The Great Chicago Fire
Late one night, when we were all in bed,
Old Mother Leary left a lantern in the shed;
And when the cow kicked it over, she winked her eye and said,
“There’ll be a hot time in the old town, tonight.”
In October of 1871, a fire started near the O’Leary Barn in Chicago. The fire spread quickly and soon raged out of control. The fire, which would later become known as the Great Chicago Fire, burned from Sunday night to Tuesday morning and destroyed four square miles of the city. It spread from downtown north nearly to Fullerton in Avenue. In terms of modern neighborhoods, the Loop, the Magnificent Mile, the Gold Coast, River North, Old Town and Lincoln Park would all have been significantly damaged.
It’s said that several factors were responsible for the speed with which the fire grew. At the time, nearly all of the city’s buildings were made of wood and were built quite close to one another. There had been a recent drought so everything was very dry, and a strong wind was blowing, helping the fire to spread. Additionally, some historians say that city residents did not react quickly enough to the blaze, and that firefighters were slow to respond because they were tired from fighting a blaze the previous day.

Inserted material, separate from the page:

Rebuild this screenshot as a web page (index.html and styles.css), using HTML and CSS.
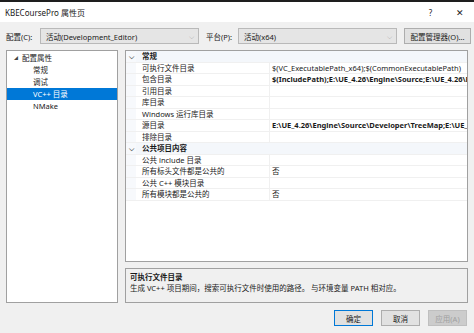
FILE: index.html
```html
<!DOCTYPE html>
<html lang="zh-CN">
<head>
    <meta charset="UTF-8">
    <title>KBECoursePro 属性页</title>
    <link rel="stylesheet" href="styles.css">
</head>
<body>
    <div class="topbar"></div>
    <div class="titlebar">
        <span class="title">KBECoursePro 属性页</span>
        <span class="tb-btn">?</span>
        <span class="tb-btn close">✕</span>
    </div>

    <div class="toolbar">
        <label class="lbl">配置(C):</label>
        <div class="select cfg"><span>活动(Development_Editor)</span><span class="caret">⌵</span></div>
        <label class="lbl plat">平台(P):</label>
        <div class="select platsel"><span>活动(x64)</span><span class="caret">⌵</span></div>
        <div class="btn mgr">配置管理器(O)...</div>
    </div>

    <div class="main">
        <div class="tree">
            <div class="node root"><span class="tri">◢</span>配置属性</div>
            <div class="node child">常规</div>
            <div class="node child">调试</div>
            <div class="node child selected">VC++ 目录</div>
            <div class="node child">NMake</div>
        </div>

        <div class="right">
            <div class="grid">
                <div class="row cat"><span class="gut">⌵</span><span class="name">常规</span></div>
                <div class="row"><span class="gut"></span><span class="name">可执行文件目录</span><span class="val">$(VC_ExecutablePath_x64);$(CommonExecutablePath)</span></div>
                <div class="row"><span class="gut"></span><span class="name">包含目录</span><span class="val bold">$(IncludePath);E:\UE_4.26\Engine\Source;E:\UE_4.26\Engine</span></div>
                <div class="row"><span class="gut"></span><span class="name">引用目录</span><span class="val"></span></div>
                <div class="row"><span class="gut"></span><span class="name">库目录</span><span class="val"></span></div>
                <div class="row"><span class="gut"></span><span class="name">Windows 运行库目录</span><span class="val"></span></div>
                <div class="row"><span class="gut"></span><span class="name">源目录</span><span class="val bold">E:\UE_4.26\Engine\Source\Developer\TreeMap;E:\UE_4.26</span></div>
                <div class="row"><span class="gut"></span><span class="name">排除目录</span><span class="val"></span></div>
                <div class="row cat"><span class="gut">⌵</span><span class="name">公共项目内容</span></div>
                <div class="row"><span class="gut"></span><span class="name">公共 include 目录</span><span class="val"></span></div>
                <div class="row"><span class="gut"></span><span class="name">所有标头文件都是公共的</span><span class="val">否</span></div>
                <div class="row"><span class="gut"></span><span class="name">公共 C++ 模块目录</span><span class="val"></span></div>
                <div class="row"><span class="gut"></span><span class="name">所有模块都是公共的</span><span class="val">否</span></div>
            </div>
            <div class="desc">
                <div class="desc-title">可执行文件目录</div>
                <div class="desc-text">生成 VC++ 项目期间，搜索可执行文件时使用的路径。 与环境变量 PATH 相对应。</div>
            </div>
        </div>
    </div>

    <div class="footer">
        <div class="btn ok">确定</div>
        <div class="btn">取消</div>
        <div class="btn disabled">应用(A)</div>
    </div>
</body>
</html>
```

FILE: styles.css
```css
body {
    margin: 0;
    width: 474px;
    height: 333px;
    overflow: hidden;
    background: #f0f0f0;
    font-family: "Noto Sans", "Noto Sans CJK SC", sans-serif;
    font-size: 7.5px;
    color: #1a1a1a;
}
.topbar {
    height: 2px;
    background: #1e1e1e;
}
.titlebar {
    height: 20px;
    background: #fff;
    display: flex;
    align-items: center;
    padding-left: 5px;
}
.title {
    font-size: 8px;
    flex: 1;
}
.tb-btn {
    width: 29px;
    text-align: center;
    font-size: 8px;
}
.tb-btn.close {
    font-size: 9px;
}
.toolbar {
    display: flex;
    align-items: center;
    height: 16px;
    margin-top: 6px;
    padding-left: 6px;
}
.lbl {
    width: 34px;
}
.lbl.plat {
    width: 32px;
    margin-left: 7px;
}
.select {
    height: 14px;
    border: 1px solid #b9b9b9;
    background: #e5e5e5;
    display: flex;
    align-items: center;
    justify-content: space-between;
    padding: 0 4px 0 5px;
}
.select.cfg {
    width: 148px;
}
.select.platsel {
    width: 148px;
}
.caret {
    color: #777;
    font-size: 7px;
}
.btn {
    height: 14px;
    border: 1px solid #adadad;
    background: #e1e1e1;
    display: flex;
    align-items: center;
    justify-content: center;
    width: 28px;
}
.btn.mgr {
    width: 65px;
    margin-left: 7px;
}
.main {
    display: flex;
    margin-top: 6px;
    padding-left: 6px;
    height: 253px;
}
.tree {
    width: 110px;
    border: 1px solid #a0a0a0;
    background: #fff;
    padding-top: 1px;
}
.node {
    height: 12px;
    line-height: 12px;
    white-space: nowrap;
}
.node.root {
    padding-left: 7px;
}
.tri {
    font-size: 4px;
    color: #444;
    margin-right: 4px;
    vertical-align: middle;
}
.node.child {
    padding-left: 26px;
}
.node.selected {
    background: #0078d7;
    color: #fff;
}
.right {
    margin-left: 7px;
    width: 343px;
    display: flex;
    flex-direction: column;
    gap: 6px;
}
.grid {
    height: 210px;
    border: 1px solid #a0a0a0;
    background: #fff;
    overflow: hidden;
}
.row {
    display: flex;
    height: 11.5px;
    line-height: 11px;
    white-space: nowrap;
    box-sizing: border-box;
    border-bottom: 1px solid #f0f0f0;
}
.gut {
    width: 10px;
    flex: none;
    background: #f7f9fc;
    text-align: center;
    font-size: 7px;
    color: #555;
}
.name {
    width: 127px;
    flex: none;
    padding-left: 6px;
    border-right: 1px solid #f0f0f0;
}
.val {
    flex: 1;
    padding-left: 2px;
}
.val.bold {
    font-weight: bold;
}
.row.cat {
    background: #f4f7fb;
    font-weight: bold;
}
.row.cat .name {
    border-right: none;
}
.desc {
    border: 1px solid #a0a0a0;
    padding: 3px 4px;
    box-sizing: border-box;
    height: 35px;
}
.desc-title {
    font-weight: bold;
    line-height: 11px;
}
.desc-text {
    line-height: 11px;
}
.footer {
    display: flex;
    justify-content: flex-end;
    gap: 8px;
    margin-top: 7px;
    padding-right: 7px;
}
.footer .btn {
    width: 37px;
}
.btn.ok {
    border-color: #0078d7;
}
.btn.disabled {
    color: #a0a0a0;
    background: #cccccc;
    border-color: #bfbfbf;
}
```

Once the alarm was pulled, the fire fighters were sent in to fight the blaze – but in the wrong direction. By the time they reached the barn, the fire was out of control. Wooden cargo ships lining the Chicago River, and the wooden walkways over the River, helped it spread north and superheated winds carried the flames even further, ignited rooftops in the distance. When the fire destroyed the waterworks building, the water supply was cut off, and efforts to stop the flames ceased.

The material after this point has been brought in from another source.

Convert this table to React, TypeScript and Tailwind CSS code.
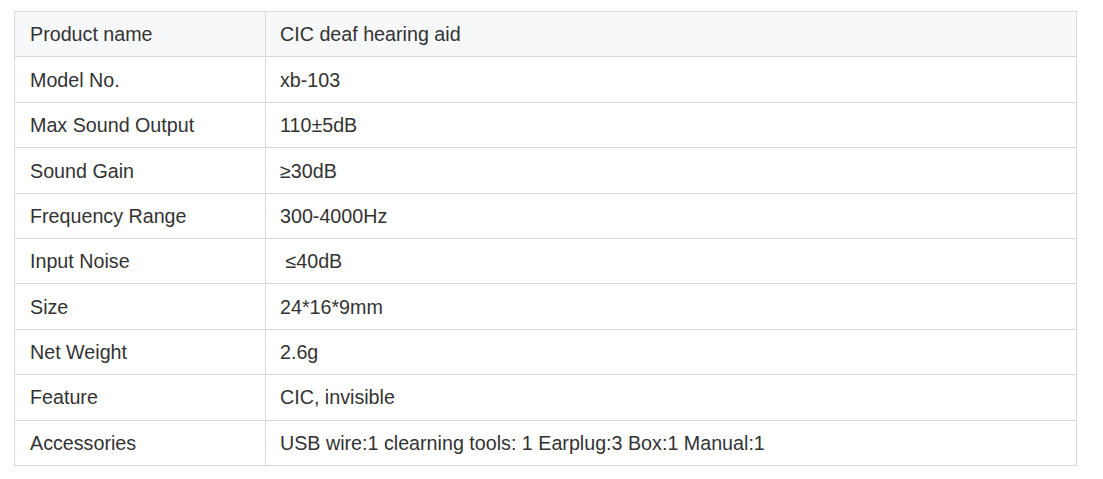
import React from "react";

const rows: [string, string][] = [
  ["Product name", "CIC deaf hearing aid"],
  ["Model No.", "xb-103"],
  ["Max Sound Output", "110±5dB"],
  ["Sound Gain", "≥30dB"],
  ["Frequency Range", "300-4000Hz"],
  ["Input Noise", "\u00a0≤40dB"],
  ["Size", "24*16*9mm"],
  ["Net Weight", "2.6g"],
  ["Feature", "CIC, invisible"],
  ["Accessories", "USB wire:1 clearning tools: 1 Earplug:3 Box:1 Manual:1"],
];

export default function App() {
  return (
    <div
      className="w-[1103px] h-[479px] bg-white pl-[14px] pt-[11px]"
      style={{ fontFamily: '"Liberation Sans", Arial, sans-serif' }}
    >
      <table className="w-[1063px] border-collapse text-[19.7px] text-[#333]">
        <tbody>
          {rows.map(([k, v], i) => (
            <tr key={k} className={`h-[45.4px] ${i === 0 ? "bg-[#f7f8fa]" : "bg-white"}`}>
              <td className="w-[251px] border border-[#d9d9d9] pl-[15px] pr-[15px] pt-[2px] pb-0 align-middle leading-none">
                {k}
              </td>
              <td className="border border-[#d9d9d9] pl-[14px] pr-[14px] pt-[2px] pb-0 align-middle leading-none">
                {v}
              </td>
            </tr>
          ))}
        </tbody>
      </table>
    </div>
  );
}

By the time the fire finally fizzled out, after the winds stopped and a light drizzle began, it had burned through 34 city blocks. For several days, the remains of the city were still too hot to enter.

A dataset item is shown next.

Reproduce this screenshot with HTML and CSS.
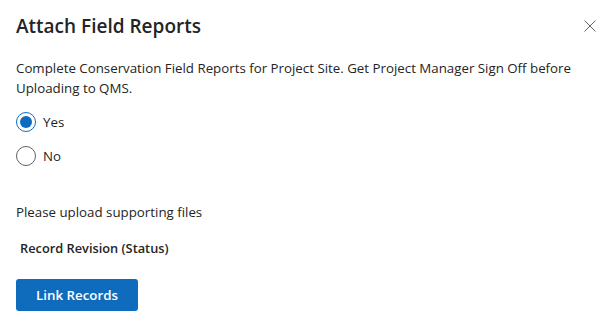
FILE: index.html
```html
<!DOCTYPE html>
<html lang="en">
<head>
<meta charset="utf-8">
<title>Attach Field Reports</title>
<link rel="stylesheet" href="styles.css">
</head>
<body>
<div class="dialog">
  <div class="header">
    <h1 class="title">Attach Field Reports</h1>
    <button class="close" aria-label="Close">
      <svg width="12" height="12" viewBox="0 0 12 12"><path d="M0.5 0.5L11.5 11.5M11.5 0.5L0.5 11.5" stroke="#616161" stroke-width="1" fill="none"/></svg>
    </button>
  </div>
  <p class="desc">Complete Conservation Field Reports for Project Site. Get Project Manager Sign Off before Uploading to QMS.</p>
  <div class="radios">
    <label class="radio"><span class="dot checked"></span><span>Yes</span></label>
    <label class="radio"><span class="dot"></span><span>No</span></label>
  </div>
  <p class="upload">Please upload supporting files</p>
  <p class="record">Record Revision (Status)</p>
  <button class="primary">Link Records</button>
</div>
</body>
</html>
```

FILE: styles.css
```css
* { box-sizing: border-box; }
body {
  margin: 0;
  background: #ffffff;
  font-family: "Open Sans", "Noto Sans", sans-serif;
  color: #242424;
}
.dialog {
  padding: 12px 17px 0 16px;
}
.header {
  display: flex;
  align-items: center;
  justify-content: space-between;
  height: 28px;
}
.title {
  margin: 0;
  font-size: 19px;
  font-weight: 600;
  line-height: 28px;
}
.close {
  border: none;
  background: none;
  padding: 0;
  width: 12px;
  height: 12px;
  display: flex;
}
.desc {
  margin: 18px 0 0;
  font-size: 13.3px;
  line-height: 20px;
}
.radios {
  margin-top: 8px;
  display: flex;
  flex-direction: column;
  gap: 2px;
}
.radio {
  display: flex;
  align-items: center;
  gap: 7px;
  height: 32px;
  font-size: 13.3px;
}
.dot {
  width: 20px;
  height: 20px;
  border-radius: 50%;
  border: 1px solid #616161;
  display: flex;
  align-items: center;
  justify-content: center;
}
.dot.checked {
  border-color: #0f6cbd;
}
.dot.checked::after {
  content: "";
  width: 12px;
  height: 12px;
  border-radius: 50%;
  background: #0f6cbd;
}
.upload {
  margin: 30px 0 0;
  font-size: 13.3px;
  line-height: 20px;
}
.record {
  margin: 16px 0 0 4px;
  font-size: 12.8px;
  font-weight: 600;
  line-height: 20px;
}
.primary {
  margin-top: 21px;
  height: 32px;
  width: 122px;
  border: none;
  border-radius: 3px;
  background: #0f6cbd;
  color: #ffffff;
  font-family: inherit;
  font-size: 13.3px;
  font-weight: 600;
}
```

In total, the fire destroyed more than 2000 acres of land, 73 miles of roads, 120 miles of sidewalk, 2,000 lampposts, nearly 18,000 buildings, 2-3 million books from private collections, and over $200 million (in 1800’s prices!) worth of property, which amounts to about a third of the city’s total valuation. Final fatalities were estimated at around 200.
Ironically enough, the O’Leary house was spared thanks to shifting winds. Other notable buildings that survived the fire are the Holy Family Church, St. Michael’s Church, Old St. Patrick’s Church, and the Chicago Water Tower, which is now an unofficial memorial of sorts.
Just 22 days after the fire, Chicago hosted the World’s Columbian Exposition and welcomed 21 million people to the city. Within a few months, Potter Palmer (whose original Palmer House Hotel had burned in the fire, just 13 days after its grand opening) opened the Palmer House Hotel on State Street and declared it to be “the world’s first fire-proof building.”
Over the coming years and on into the next century, Chicago continued to rebuild, this time will steel, glass, and stone. Though the fire was devastating, it also ushered in a new era of progress and a building boom for the city.
In 1956, the O’Leary property was demolished and the site became the new home of the Chicago Fire Academy.
Shortly after the fire, Michael Ahern, a reporter for the Chicago Republican, published a story blaming Mrs. O’Leary for the fire Ahern claimed that Mrs. O’Leary left the lantern in the barn and when her cow kicked it over, the fire began (hence the song above). More than 20 years later, Ahern admitted that he made up the story, but the damage was done. For the rest of her life, Mrs. O’Leary was blamed for the fire that destroyed Chicago, and according to a descendant, she “died heartbroken.”
Another theory was that Daniel “Pegleg” Sullivan, who first reported the fire, was the one who started it. Some think he was trying to steal some milk and accidentally set some hay on fire. A less likely theory is that the fire was caused by a meteor shower. The fact that four large fires all took place on the same day, all nearby to one another, has led some scientist to believe that a meteor breaking up over the city caused the fire.
Perhaps the most salacious recent theory was developed by reporter Anthony DeBartolo and involves Louis M. Cohn, a prominent Chicago businessman, world traveler, and Treasurer of the Board of Trustees of the Chicago Elks. Cohn is the only person to have (allegedly) admitted to starting the fire, claiming in 1944 that he and Mrs. O’Leary’s son (who grew up to be “Big Jim” O’Leary, a well-known gambler and operator of off-track betting establishments) and several others, were in the barn shooting craps by lantern light. Cohn, who was 18 at the time of the fire, claimed he knocked over the lantern and when the fire started, everyone fled. Cohn, however, stopped to pick up his winnings.
According to gambling historian Alan Wykes, Cohn added the following sentence to the end of his will: When I knocked over the lantern, I was winning.